Rendez-vous estival depuis 2006, Konscht am Gronn, galerie à ciel ouvert, convie flâneurs et artistes sur le pont du Grund qui surplombe l’Alzette. Un moment de détente et d’échanges partagé.
Chaque premier dimanche du mois, de mai à octobre, c’est le même rituel, et ce, depuis treize ans : une petite trentaine d’artistes de différents pays se font une place, côte à côte, dans l’étroite rue pavé de Münster, sur le pont du Grund qui surplombe l’Alzette. Une tranquille réunion qui scrute, sans l’interpeller ni l’aguicher, la vague de badauds plus ou moins pressés. Ici, les rencontres se font en effet dans le calme et le respect de chacun. Seuls quelques coups de vent, faisant chahuter les stands et déséquilibrant les œuvres, arrivent à rompre l’ambiance bucolique.
«On se croirait en vacances !, lâche ainsi, pétillante, Marie-Christine, qui préfère qu’on l’appelle Norman, son surnom en tant que collagiste. Si son mari semble accablé par le soleil de plomb, elle garde sa fraîcheur, malgré une journée passée sur la route. C’est qu’Orléans, ce n’est pas la porte à côté… «J’aime bien voyager, tranche-t-elle. Et puis, on se laisse vivre. On prend notre temps, on se fait un bon petit restaurant…». Elle est d’ailleurs déjà passée par Konscht am Gronn trois fois en 2017, reconnaissant y apprécier les autres exposants et le public… bigarré. «C’est sûr qu’ici on entend toutes les langues !», soutient-elle, expliquant toutefois qu’en termes de ventes, c’est surtout l’autochtone qui sait mettre la main à la poche.
«Mais j’ai vendu des créations à des Écossais, à des Canadiens…», précise-t-elle, lâchant dans un rire : «De toute façon, je dis seulement les prix en anglais !». Plus loin, un couple semble apprécier les toiles de Morag Paul, que l’artiste peint sur place, sûrement, aussi, pour faire passer le temps. «On aime bien l’atmosphère ici, résument-ils d’une seule voix. On n’est pas des spécialistes de l’art, mais on sait apprécier les belles choses !»
Même écho du côté du natur musée, gratuit pour l’occasion, qui accueille des curieux perdus, probablement attirés par le doux ronronnement de la climatisation… «Durant le Konscht am Gronn, on observe un va-et-vient régulier», témoigne la seule vendeuse de la boutique de souvenirs, aux prises avec des peluches et une famille russe. Bien sûr, l’établissement n’est pas le seul à ouvrir ses portes, certains cafés lui emboîtant le pas, avec succès. Il suffit de voir leurs terrasses, totalement combles, pour s’en convaincre…

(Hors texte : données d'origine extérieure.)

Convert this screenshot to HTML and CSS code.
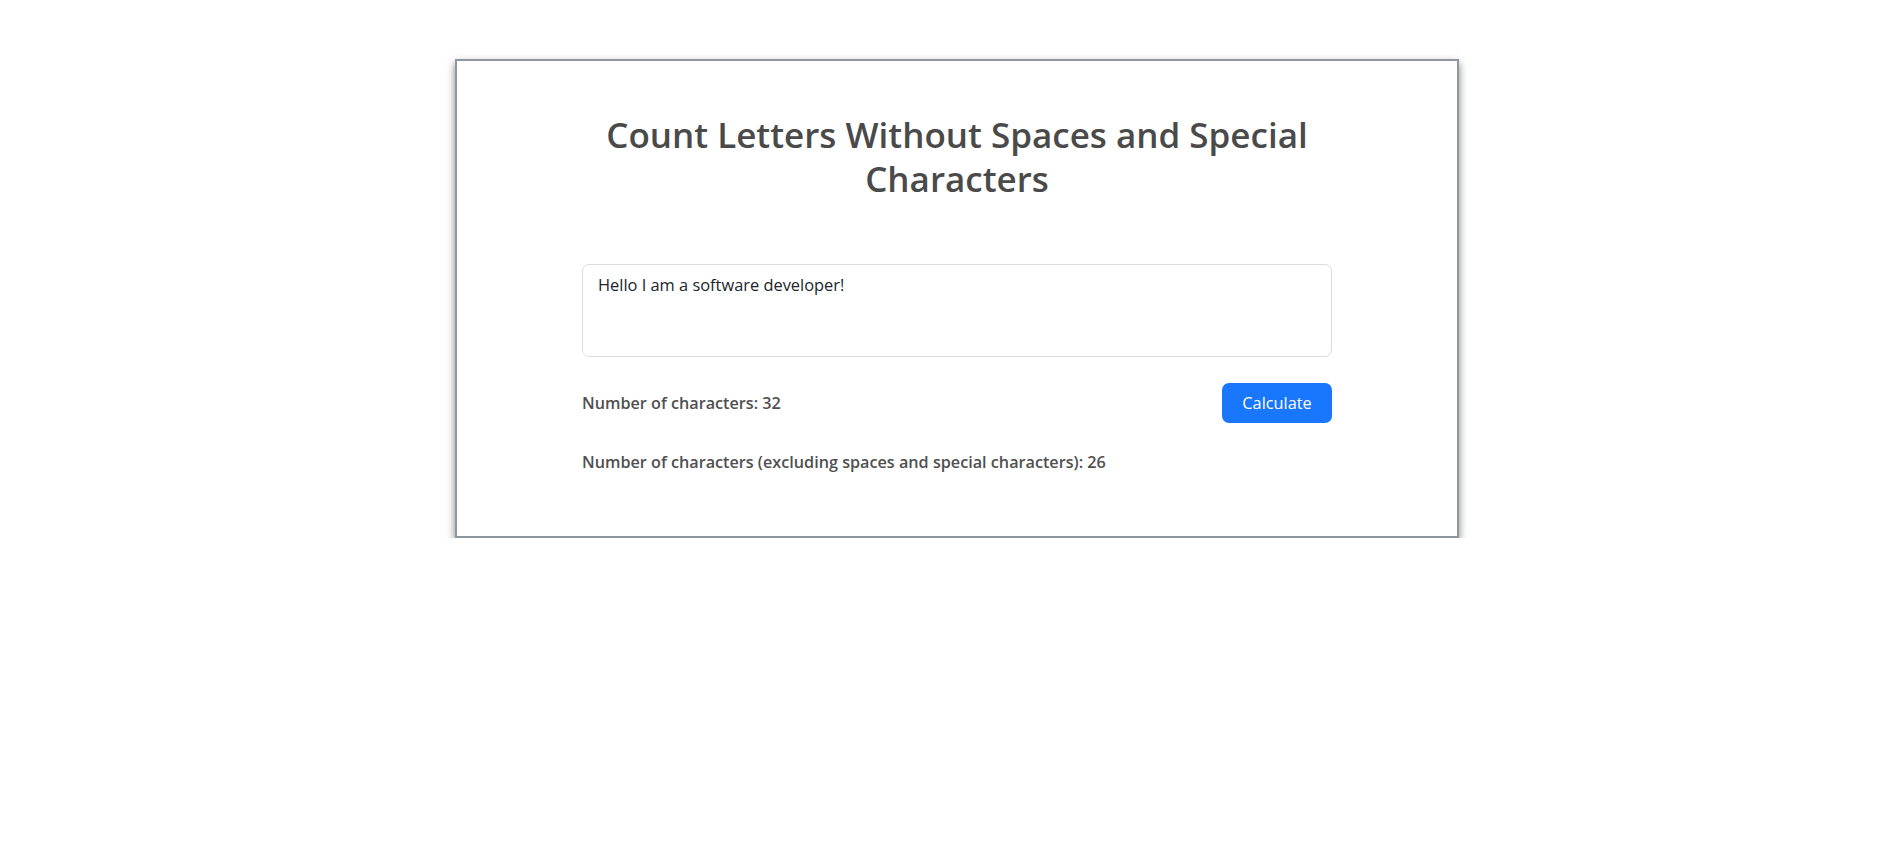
FILE: index.html
```html
<!DOCTYPE html>
<html lang="en">
<head>
<meta charset="utf-8">
<title>Count Letters</title>
<link rel="stylesheet" href="styles.css">
</head>
<body>
<div class="page">
  <main class="card">
    <h1 class="title">Count Letters Without Spaces and Special Characters</h1>
    <textarea class="input">Hello I am a software developer!</textarea>
    <div class="row">
      <span class="label">Number of characters: 32</span>
      <button class="btn" type="button">Calculate</button>
    </div>
    <p class="label result">Number of characters (excluding spaces and special characters): 26</p>
  </main>
</div>
</body>
</html>
```
FILE: styles.css
```css
* { box-sizing: border-box; }
html, body { margin: 0; background: #fff; }
body { font-family: "Open Sans", "Noto Sans", sans-serif; color: #4a4a4a; }
.page { display: flex; justify-content: center; padding: 59px 0 0 13px; }
.card {
  width: 1004px;
  border: 2px solid #8f96a0;
  box-shadow: 0 4px 8px rgba(0, 0, 0, 0.5);
  background: #fff;
  padding: 52px 125px 62px;
  display: flex;
  flex-direction: column;
}
.title {
  margin: 0;
  text-align: center;
  font-size: 35px;
  line-height: 44px;
  font-weight: 600;
  color: #4a4a4a;
}
.input {
  margin-top: 63px;
  height: 93px;
  width: 100%;
  border: 1px solid #dcdcdc;
  border-radius: 7px;
  padding: 8px 15px;
  font-family: inherit;
  font-size: 16.4px;
  line-height: 24px;
  color: #212529;
  resize: none;
  outline: none;
}
.row {
  margin-top: 26px;
  display: flex;
  justify-content: space-between;
  align-items: center;
}
.label {
  font-size: 16.2px;
  line-height: 24px;
  font-weight: 600;
  color: #505050;
}
.result { margin: 27px 0 0; }
.btn {
  height: 40px;
  width: 110px;
  border: none;
  border-radius: 7px;
  background: #1877fd;
  color: #fff;
  font-family: inherit;
  font-size: 16.3px;
  padding: 0;
}
```
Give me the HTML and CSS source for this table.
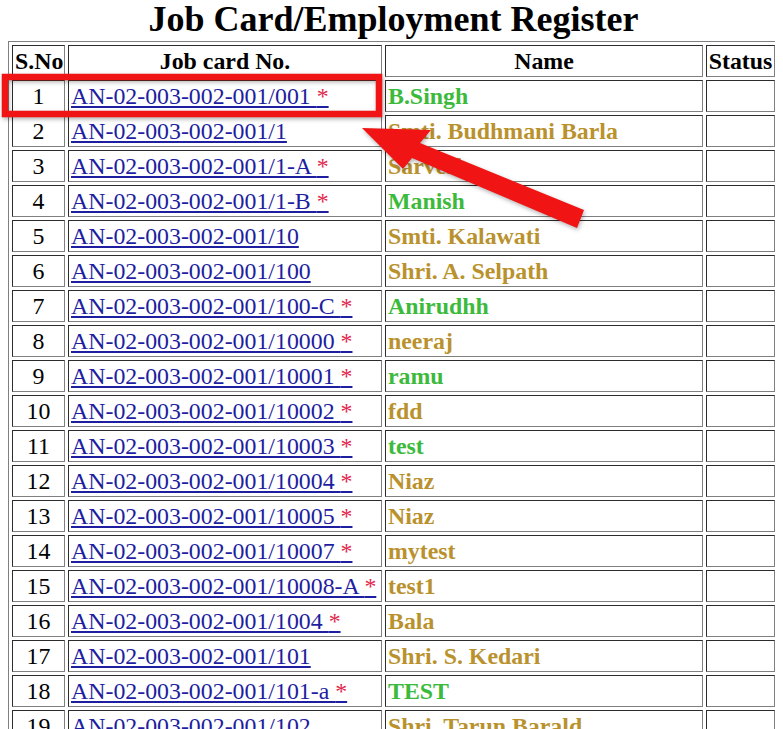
FILE: index.html
```html
<!DOCTYPE html>
<html>
<head>
<meta charset="utf-8">
<title>Job Card/Employment Register</title>
<link rel="stylesheet" href="styles.css">
</head>
<body>
<div class="wrap">
  <h1 class="title">Job Card/Employment Register</h1>
  <table class="reg">
    <thead>
      <tr><th class="c-no">S.No</th><th class="c-card">Job card No.</th><th class="c-name">Name</th><th class="c-status">Status</th></tr>
    </thead>
    <tbody>
      <tr><td class="no">1</td><td><a href="#">AN-02-003-002-001/001 <span class="star">*</span></a></td><td class="nm green">B.Singh</td><td></td></tr>
      <tr><td class="no">2</td><td><a href="#">AN-02-003-002-001/1</a></td><td class="nm gold">Smti. Budhmani Barla</td><td></td></tr>
      <tr><td class="no">3</td><td><a href="#">AN-02-003-002-001/1-A <span class="star">*</span></a></td><td class="nm gold">Sarvesh</td><td></td></tr>
      <tr><td class="no">4</td><td><a href="#">AN-02-003-002-001/1-B <span class="star">*</span></a></td><td class="nm green">Manish</td><td></td></tr>
      <tr><td class="no">5</td><td><a href="#">AN-02-003-002-001/10</a></td><td class="nm gold">Smti. Kalawati</td><td></td></tr>
      <tr><td class="no">6</td><td><a href="#">AN-02-003-002-001/100</a></td><td class="nm gold">Shri. A. Selpath</td><td></td></tr>
      <tr><td class="no">7</td><td><a href="#">AN-02-003-002-001/100-C <span class="star">*</span></a></td><td class="nm green">Anirudhh</td><td></td></tr>
      <tr><td class="no">8</td><td><a href="#">AN-02-003-002-001/10000 <span class="star">*</span></a></td><td class="nm gold">neeraj</td><td></td></tr>
      <tr><td class="no">9</td><td><a href="#">AN-02-003-002-001/10001 <span class="star">*</span></a></td><td class="nm green">ramu</td><td></td></tr>
      <tr><td class="no">10</td><td><a href="#">AN-02-003-002-001/10002 <span class="star">*</span></a></td><td class="nm gold">fdd</td><td></td></tr>
      <tr><td class="no">11</td><td><a href="#">AN-02-003-002-001/10003 <span class="star">*</span></a></td><td class="nm green">test</td><td></td></tr>
      <tr><td class="no">12</td><td><a href="#">AN-02-003-002-001/10004 <span class="star">*</span></a></td><td class="nm gold">Niaz</td><td></td></tr>
      <tr><td class="no">13</td><td><a href="#">AN-02-003-002-001/10005 <span class="star">*</span></a></td><td class="nm gold">Niaz</td><td></td></tr>
      <tr><td class="no">14</td><td><a href="#">AN-02-003-002-001/10007 <span class="star">*</span></a></td><td class="nm gold">mytest</td><td></td></tr>
      <tr><td class="no">15</td><td><a href="#">AN-02-003-002-001/10008-A <span class="star">*</span></a></td><td class="nm gold">test1</td><td></td></tr>
      <tr><td class="no">16</td><td><a href="#">AN-02-003-002-001/1004 <span class="star">*</span></a></td><td class="nm gold">Bala</td><td></td></tr>
      <tr><td class="no">17</td><td><a href="#">AN-02-003-002-001/101</a></td><td class="nm gold">Shri. S. Kedari</td><td></td></tr>
      <tr><td class="no">18</td><td><a href="#">AN-02-003-002-001/101-a <span class="star">*</span></a></td><td class="nm green">TEST</td><td></td></tr>
      <tr><td class="no">19</td><td><a href="#">AN-02-003-002-001/102</a></td><td class="nm gold">Shri. Tarun Barald</td><td></td></tr>
    </tbody>
  </table>
</div>
<svg class="annot" width="783" height="729" viewBox="0 0 783 729" xmlns="http://www.w3.org/2000/svg">
  <rect x="5" y="77" width="374" height="37" fill="none" stroke="#f01414" stroke-width="6.5"/>
  <polygon points="362,128 431,130 420,143 584,210 577,228 412,158 403,169" fill="#f01414"/>
</svg>
</body>
</html>
```
FILE: styles.css
```css
html {
  overflow: hidden;
}
body {
  margin: 0 8px;
  background: #fff;
  font-family: "Liberation Serif", "Times New Roman", serif;
  color: #000;
}
.wrap {
  width: 771px;
}
.title {
  margin: 0 0 3px;
  font-size: 36px;
  line-height: 38px;
  font-weight: bold;
  text-align: center;
}
.reg {
  width: 771px;
  table-layout: fixed;
  border-collapse: separate;
  border-spacing: 3px;
  border: 1px outset grey;
  font-size: 23.85px;
}
.reg th,
.reg td {
  box-sizing: border-box;
  border: 1px inset grey;
  padding: 0 2px;
  line-height: 30px;
  white-space: nowrap;
  overflow: hidden;
  vertical-align: middle;
}
.reg th {
  font-weight: bold;
  text-align: center;
}
.c-no { width: 53px; }
.c-card { width: 314px; }
.c-name { width: 318px; }
.c-status { width: 69px; }
.reg th.c-status { padding: 0 1px; }
.no {
  text-align: center;
}
.reg a {
  color: #1e1ea0;
  text-decoration: underline;
}
.star {
  color: #e2264c;
}
.nm {
  font-weight: bold;
}
.green {
  color: #3cba3c;
}
.gold {
  color: #b9922e;
}
.annot {
  position: absolute;
  left: 0;
  top: 0;
  pointer-events: none;
  filter: drop-shadow(1px 2px 2px rgba(0, 0, 0, 0.3));
}
```
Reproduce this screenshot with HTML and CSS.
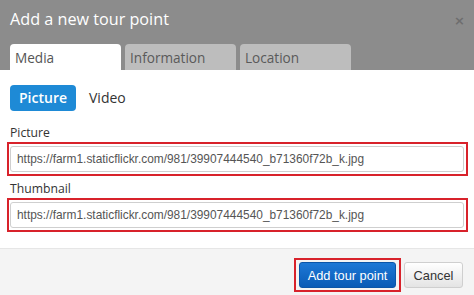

«Éventail, bouteille et brumisateur»
La peintre franco-luxembourgeoise Andrée Schwabe, de son côté, dévoile ses solutions pour éviter de déserter l’endroit et finir devant un verre bien frais : «Mon petit éventail, ma bouteille d’eau et mon brumisateur!», sans oublier ce petit coin à l’ombre où elle discute avec ses copines. Elle qui reconnaît venir à Konscht am Gronn depuis le début, à une époque où la manifestation avait plus d’envergure – «on se posait dans toutes les rues» – apprécie toujours le rassemblement (elle y revient d’ailleurs le mois prochain).
«C’est souvent une journée délicieuse : on bavarde avec les amis et on rencontre des gens très sympathiques.» Que dire, alors, de ce cadre pastoral où «il fait bon vivre». Côté clientèle, ses attentes semblent, elles aussi, être comblées : «Quand on est attachée à une galerie, les contraintes, financières comme artistiques, peuvent être compliquées. Là, par ce biais, on garde une certaine indépendance et quand on arrive à se faire une clientèle fidèle, c’est plutôt pas mal…» Un de ses camarades, Yves Géraud, avec ses toiles «numériques», va même plus loin : «L’important, ça reste quand même la création», martèle-t-il.
Pour l’histoire, ce résident du Grand-Duché qui, à l’époque, s’était spécialisé dans l’infiniment petit, cumule pas moins de neuf records au Guinness World Records – dont ceux de la plus petite crèche et de la plus petite Joconde. Question de taille aussi, avec Norman, encore elle, qui se souvient de ce petit garçon âgé de 7-8 ans qui, devant ses sculptures-collages d’animaux, a dit à sa mère : «Non, je n’aime pas, c’est trop moderne !»
C’est aussi ça, Konscht am Gronn : que l’on apprécie ou pas les œuvres, que l’on ait un peu d’argent à investir, et, parallèlement, que l’on arrive à «susciter l’intérêt» des passants, on n’est jamais à l’abri d’une bonne rigolade. Et c’est bien là qu’est l’essentiel.